Let's consider the two possibilities for $m,n$'s parities:
* **Possibility 1: $m$ is even, $n$ is odd.**
* Since $x^2=2mn$ and $x^2$ is a perfect square, $m$ and $n$ must be of specific forms. Since $m,n$ are coprime, if $m$ is even, then $m=2p^2$ for some integer $p$, and $n=q^2$ for some integer $q$, where $p,q$ are coprime and $q$ is odd.
* Then $wy = m^2-n^2 = (2p^2)^2 - (q^2)^2 = 4p^4 - q^4$.
* Since $q$ is odd, $q^4$ is odd ($q^4 \equiv 1 \pmod 4$).
* So, $wy = 4p^4 - q^4 \equiv 0 - 1 \equiv -1 \equiv 3 \pmod 4$.
* But we found that $wy$ is odd (so $wy \equiv 1 \pmod 4$). This is a contradiction! So, $m$ cannot be even and $n$ cannot be odd.
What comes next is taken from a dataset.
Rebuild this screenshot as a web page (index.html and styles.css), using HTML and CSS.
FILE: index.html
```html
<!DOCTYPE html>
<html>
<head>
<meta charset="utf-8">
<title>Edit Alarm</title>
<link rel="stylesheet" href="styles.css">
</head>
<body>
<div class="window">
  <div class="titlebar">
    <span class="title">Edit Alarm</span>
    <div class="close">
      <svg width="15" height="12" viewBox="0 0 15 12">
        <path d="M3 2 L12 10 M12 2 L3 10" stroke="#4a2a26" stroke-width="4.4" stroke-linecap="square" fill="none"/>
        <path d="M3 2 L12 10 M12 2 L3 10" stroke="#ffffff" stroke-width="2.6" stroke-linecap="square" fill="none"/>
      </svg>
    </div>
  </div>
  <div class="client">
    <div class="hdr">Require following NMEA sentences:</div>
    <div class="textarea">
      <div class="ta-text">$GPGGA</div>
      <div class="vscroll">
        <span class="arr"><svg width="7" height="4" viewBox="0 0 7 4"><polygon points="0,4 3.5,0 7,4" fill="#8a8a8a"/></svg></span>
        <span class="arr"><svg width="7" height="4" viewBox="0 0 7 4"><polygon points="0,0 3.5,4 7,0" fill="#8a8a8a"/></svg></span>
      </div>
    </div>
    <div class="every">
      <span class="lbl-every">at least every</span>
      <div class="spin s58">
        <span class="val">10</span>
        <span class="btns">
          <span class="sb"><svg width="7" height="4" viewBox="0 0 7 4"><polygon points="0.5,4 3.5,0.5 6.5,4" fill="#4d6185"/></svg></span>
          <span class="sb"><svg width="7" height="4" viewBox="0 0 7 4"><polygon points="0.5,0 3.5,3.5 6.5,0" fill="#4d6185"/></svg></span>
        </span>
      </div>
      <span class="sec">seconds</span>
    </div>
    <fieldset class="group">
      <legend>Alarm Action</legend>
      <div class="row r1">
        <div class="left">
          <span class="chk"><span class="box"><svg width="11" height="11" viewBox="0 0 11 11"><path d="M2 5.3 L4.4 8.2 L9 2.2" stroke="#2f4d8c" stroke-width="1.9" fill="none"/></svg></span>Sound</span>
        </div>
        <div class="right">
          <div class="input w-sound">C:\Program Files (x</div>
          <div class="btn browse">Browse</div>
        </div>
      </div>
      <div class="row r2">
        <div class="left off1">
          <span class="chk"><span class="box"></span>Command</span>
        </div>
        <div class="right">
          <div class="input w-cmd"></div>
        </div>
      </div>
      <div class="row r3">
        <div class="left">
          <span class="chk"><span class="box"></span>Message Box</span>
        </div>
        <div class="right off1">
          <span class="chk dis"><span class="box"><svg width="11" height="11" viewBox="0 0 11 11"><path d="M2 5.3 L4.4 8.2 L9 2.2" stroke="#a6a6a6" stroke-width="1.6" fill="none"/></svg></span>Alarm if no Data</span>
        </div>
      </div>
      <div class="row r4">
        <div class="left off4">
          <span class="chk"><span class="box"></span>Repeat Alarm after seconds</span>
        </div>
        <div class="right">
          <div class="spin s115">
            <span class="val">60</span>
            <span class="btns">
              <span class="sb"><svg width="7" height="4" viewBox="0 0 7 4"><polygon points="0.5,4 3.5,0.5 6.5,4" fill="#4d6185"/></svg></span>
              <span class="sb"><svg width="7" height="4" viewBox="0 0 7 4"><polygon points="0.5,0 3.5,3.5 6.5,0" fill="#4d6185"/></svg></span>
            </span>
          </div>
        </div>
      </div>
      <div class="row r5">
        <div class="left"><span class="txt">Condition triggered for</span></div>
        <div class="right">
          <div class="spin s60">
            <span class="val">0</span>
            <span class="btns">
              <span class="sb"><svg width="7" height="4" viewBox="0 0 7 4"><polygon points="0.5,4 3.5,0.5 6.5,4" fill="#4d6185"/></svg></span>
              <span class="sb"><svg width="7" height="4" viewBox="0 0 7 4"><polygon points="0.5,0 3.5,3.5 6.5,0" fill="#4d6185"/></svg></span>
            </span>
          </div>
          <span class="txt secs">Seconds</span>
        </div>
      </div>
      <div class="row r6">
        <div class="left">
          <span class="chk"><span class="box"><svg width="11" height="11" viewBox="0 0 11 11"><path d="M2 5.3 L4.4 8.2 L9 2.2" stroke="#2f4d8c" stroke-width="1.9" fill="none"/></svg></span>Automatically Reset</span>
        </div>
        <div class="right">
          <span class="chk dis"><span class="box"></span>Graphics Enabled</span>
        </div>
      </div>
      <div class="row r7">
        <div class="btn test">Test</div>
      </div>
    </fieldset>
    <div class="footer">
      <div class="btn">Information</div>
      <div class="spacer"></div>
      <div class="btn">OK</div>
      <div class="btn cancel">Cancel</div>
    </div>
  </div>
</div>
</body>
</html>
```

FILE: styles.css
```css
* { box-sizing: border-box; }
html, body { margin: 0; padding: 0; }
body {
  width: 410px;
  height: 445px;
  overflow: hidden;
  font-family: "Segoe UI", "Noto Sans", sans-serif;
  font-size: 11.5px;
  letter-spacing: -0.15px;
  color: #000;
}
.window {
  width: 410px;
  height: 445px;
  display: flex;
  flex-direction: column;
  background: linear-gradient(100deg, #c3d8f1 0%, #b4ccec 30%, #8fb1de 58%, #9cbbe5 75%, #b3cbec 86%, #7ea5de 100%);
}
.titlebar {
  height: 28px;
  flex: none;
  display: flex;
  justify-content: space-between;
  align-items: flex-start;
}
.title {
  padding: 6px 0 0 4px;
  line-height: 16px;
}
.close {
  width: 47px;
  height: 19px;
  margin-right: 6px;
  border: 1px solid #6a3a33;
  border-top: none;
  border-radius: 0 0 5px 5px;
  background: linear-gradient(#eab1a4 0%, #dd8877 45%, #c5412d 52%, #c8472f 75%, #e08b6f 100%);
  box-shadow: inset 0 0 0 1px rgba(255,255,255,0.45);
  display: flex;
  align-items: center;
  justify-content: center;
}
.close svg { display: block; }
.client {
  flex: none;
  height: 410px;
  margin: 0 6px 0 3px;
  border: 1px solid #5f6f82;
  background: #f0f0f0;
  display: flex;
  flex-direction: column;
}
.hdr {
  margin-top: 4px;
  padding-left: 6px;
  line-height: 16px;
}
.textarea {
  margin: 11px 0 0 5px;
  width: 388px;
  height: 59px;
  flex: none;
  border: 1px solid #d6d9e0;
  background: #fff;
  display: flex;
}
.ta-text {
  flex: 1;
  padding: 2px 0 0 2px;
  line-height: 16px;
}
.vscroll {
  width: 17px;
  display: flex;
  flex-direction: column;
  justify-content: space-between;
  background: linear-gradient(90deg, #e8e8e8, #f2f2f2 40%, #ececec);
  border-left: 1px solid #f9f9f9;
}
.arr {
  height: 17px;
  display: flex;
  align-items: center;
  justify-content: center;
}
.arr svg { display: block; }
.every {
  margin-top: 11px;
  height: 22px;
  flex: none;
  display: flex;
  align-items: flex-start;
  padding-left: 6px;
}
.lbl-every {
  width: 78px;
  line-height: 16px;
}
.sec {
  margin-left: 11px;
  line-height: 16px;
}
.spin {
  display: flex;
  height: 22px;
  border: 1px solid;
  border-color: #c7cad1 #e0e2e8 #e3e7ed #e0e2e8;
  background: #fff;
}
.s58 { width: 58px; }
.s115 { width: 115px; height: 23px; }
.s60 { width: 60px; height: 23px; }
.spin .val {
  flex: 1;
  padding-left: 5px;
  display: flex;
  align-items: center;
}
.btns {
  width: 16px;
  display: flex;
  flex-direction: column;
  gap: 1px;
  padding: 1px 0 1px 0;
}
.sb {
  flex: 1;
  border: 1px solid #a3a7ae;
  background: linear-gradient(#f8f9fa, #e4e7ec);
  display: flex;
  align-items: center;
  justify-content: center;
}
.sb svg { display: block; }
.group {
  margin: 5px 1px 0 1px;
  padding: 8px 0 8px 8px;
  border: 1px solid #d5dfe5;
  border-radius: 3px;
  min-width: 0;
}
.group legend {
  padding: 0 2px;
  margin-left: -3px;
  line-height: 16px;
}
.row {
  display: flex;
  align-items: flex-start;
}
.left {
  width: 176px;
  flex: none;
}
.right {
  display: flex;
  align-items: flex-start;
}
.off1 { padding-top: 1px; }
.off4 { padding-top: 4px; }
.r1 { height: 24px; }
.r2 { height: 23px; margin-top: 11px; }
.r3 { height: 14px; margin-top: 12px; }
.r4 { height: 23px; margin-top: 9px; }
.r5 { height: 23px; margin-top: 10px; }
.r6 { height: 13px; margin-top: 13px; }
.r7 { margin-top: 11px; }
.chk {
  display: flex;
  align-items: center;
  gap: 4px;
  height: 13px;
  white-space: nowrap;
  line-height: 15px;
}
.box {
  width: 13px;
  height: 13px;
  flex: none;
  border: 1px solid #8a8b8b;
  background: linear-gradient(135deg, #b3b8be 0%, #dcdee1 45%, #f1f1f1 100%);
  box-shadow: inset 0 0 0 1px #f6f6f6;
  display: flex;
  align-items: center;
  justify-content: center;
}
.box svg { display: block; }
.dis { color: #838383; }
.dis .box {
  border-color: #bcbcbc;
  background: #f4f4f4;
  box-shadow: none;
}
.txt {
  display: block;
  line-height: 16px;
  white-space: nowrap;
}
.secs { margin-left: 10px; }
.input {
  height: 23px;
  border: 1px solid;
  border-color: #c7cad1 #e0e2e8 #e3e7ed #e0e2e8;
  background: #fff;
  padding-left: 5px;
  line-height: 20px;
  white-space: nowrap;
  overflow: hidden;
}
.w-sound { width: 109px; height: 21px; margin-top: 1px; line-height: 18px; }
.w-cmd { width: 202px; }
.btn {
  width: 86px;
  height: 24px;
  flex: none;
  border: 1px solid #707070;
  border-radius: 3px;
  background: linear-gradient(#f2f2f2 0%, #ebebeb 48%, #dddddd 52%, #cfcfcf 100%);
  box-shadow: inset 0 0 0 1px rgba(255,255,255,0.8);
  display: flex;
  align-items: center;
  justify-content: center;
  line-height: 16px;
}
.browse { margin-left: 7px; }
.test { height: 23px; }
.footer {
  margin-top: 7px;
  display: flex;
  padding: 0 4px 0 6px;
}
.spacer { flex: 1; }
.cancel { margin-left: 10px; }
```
* **Possibility 2: $m$ is odd, $n$ is even.**
* Since $x^2=2mn$ and $x^2$ is a perfect square, $m$ and $n$ must be of specific forms. Since $m,n$ are coprime, if $m$ is odd, then $m=p^2$ for some integer $p$ (which must be odd), and $n=2q^2$ for some integer $q$, where $p,q$ are coprime.
* Then $wy = m^2-n^2 = (p^2)^2 - (2q^2)^2 = p^4 - 4q^4$.
* Since $p$ is odd, $p^4$ is odd ($p^4 \equiv 1 \pmod 4$).
* So, $wy = p^4 - 4q^4 \equiv 1 - 0 \equiv 1 \pmod 4$. This is consistent with $wy$ being odd!
* So, this is the only possibility: $m=p^2$ and $n=2q^2$.

**Step 5: Create yet another Pythagorean triangle and find a contradiction!**

Now let's use the third part of the primitive triple formula: $z^2 = m^2+n^2$.
* Substitute $m=p^2$ and $n=2q^2$:
$z^2 = (p^2)^2 + (2q^2)^2$
$z^2 = p^4 + 4q^4$
* This equation means that $p^2$, $2q^2$, and $z$ form *another* Pythagorean triangle! ($(p^2)^2 + (2q^2)^2 = z^2$).
* Since $p$ is odd, $p^2$ is odd. $2q^2$ is even. $z$ is odd. This is another primitive Pythagorean triple.

Now we can apply the primitive triple formulas *again* to $(p^2, 2q^2, z)$:
* $p^2 = r^2-s^2$ (odd leg)
* $2q^2 = 2rs$ (even leg)
* $z = r^2+s^2$ (hypotenuse)
for some coprime integers $r, s$ of opposite parity.

From $2q^2=2rs$, we get $q^2=rs$.
Since $r$ and $s$ are coprime and their product is a square, both $r$ and $s$ must be perfect squares themselves!
* Let $r=u^2$ and $s=v^2$ for some whole numbers $u, v$.
* Since $r,s$ are coprime, $u,v$ are also coprime.
* Since $r,s$ have opposite parity, $u^2, v^2$ have opposite parity, meaning $u,v$ have opposite parity.

Finally, substitute $r=u^2$ and $s=v^2$ into $p^2 = r^2-s^2$:
* $p^2 = (u^2)^2 - (v^2)^2$
* $p^2 = u^4 - v^4$

**Step 6: The ultimate contradiction (Infinite Descent).**

We have reached the equation $p^2 = u^4 - v^4$.
* Since $p, u, v$ are positive integers, this means $u^4 > v^4$, so $u > v$.
* This kind of equation ($A^4 - B^4 = C^2$, where $A, B, C$ are non-zero integers) is a famous result in number theory (related to Fermat's Last Theorem for n=4). It has been mathematically proven that *there are no positive integer solutions* to such an equation.

The way this is proven is by a method called "infinite descent." If you assume there is a solution $(p, u, v)$, you can always find a *smaller* solution $(p', u', v')$ that also fits the equation. You could keep finding smaller and smaller positive whole number solutions forever. But positive whole numbers can't go on getting smaller forever (they hit 1, then 0, but 0 is not positive). This means our original assumption that a solution exists must be wrong!

Since we started by assuming a solution $(x,y,z,w)$ exists and ended up with an impossible situation ($p^2=u^4-v^4$ having positive integer solutions), our initial assumption must be false.

Therefore, there is no solution in positive integers to the given simultaneous equations. This means you can't have a Pythagorean triangle whose hypotenuse and one of whose sides form the sides of another Pythagorean triangle.